Property Law

Do Appraisers Look at Inspection Reports?

Appraisers don't automatically see your inspection report, but property defects can still affect your home's appraised value in meaningful ways.

Appraisers generally do not see your home inspection report. The inspection report is a private document that belongs to whoever paid for it — usually the buyer — and no standard rule requires you to hand it over. However, this separation is not absolute. If your lender learns about property defects through any channel, major loan programs — including conventional Fannie Mae and Freddie Mac loans, as well as FHA, VA, and USDA loans — require the lender to pass that information along to the appraiser.

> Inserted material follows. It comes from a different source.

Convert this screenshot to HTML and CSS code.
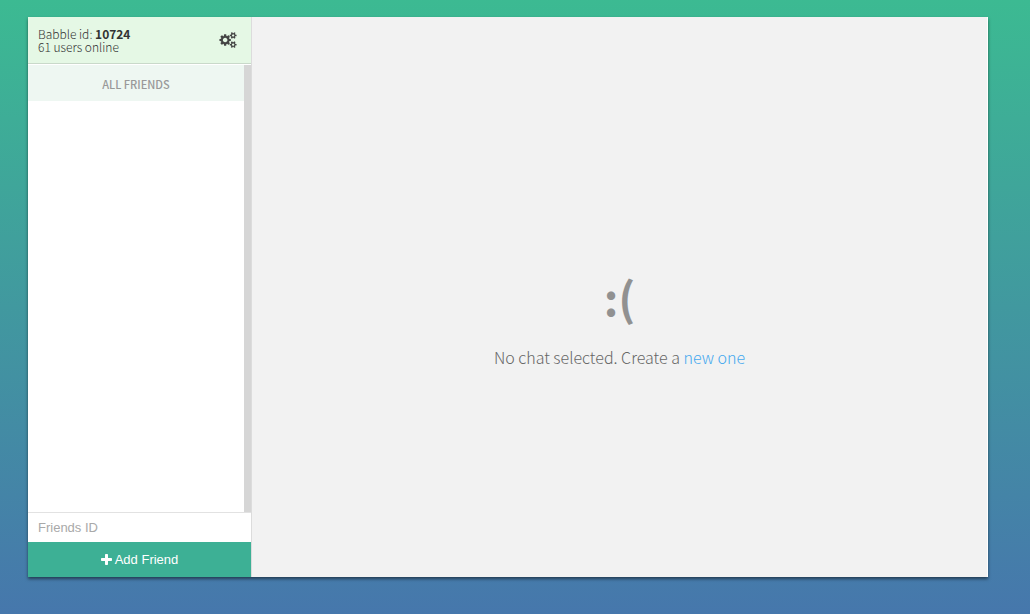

The Inspection Report Belongs to the Buyer

When you hire a home inspector, the contract creates a confidential relationship between you and the inspector. The resulting report is your private property. No federal regulation compels you to share it with the appraiser, the seller, or even your lender on a conventional loan.1eCFR. 12 CFR Part 34 – Real Estate Lending and Appraisals The lender typically orders the appraisal and the buyer arranges the inspection through completely separate channels, and neither professional automatically receives the other’s findings.

This separation exists for a reason. The appraisal is meant to be an independent opinion of market value for the lender’s benefit. If an appraiser reviewed every inspector’s punch list before forming their own conclusions, their objectivity could be compromised. By default, the appraiser walks into the home with fresh eyes and reaches their own assessment of the property’s condition and value.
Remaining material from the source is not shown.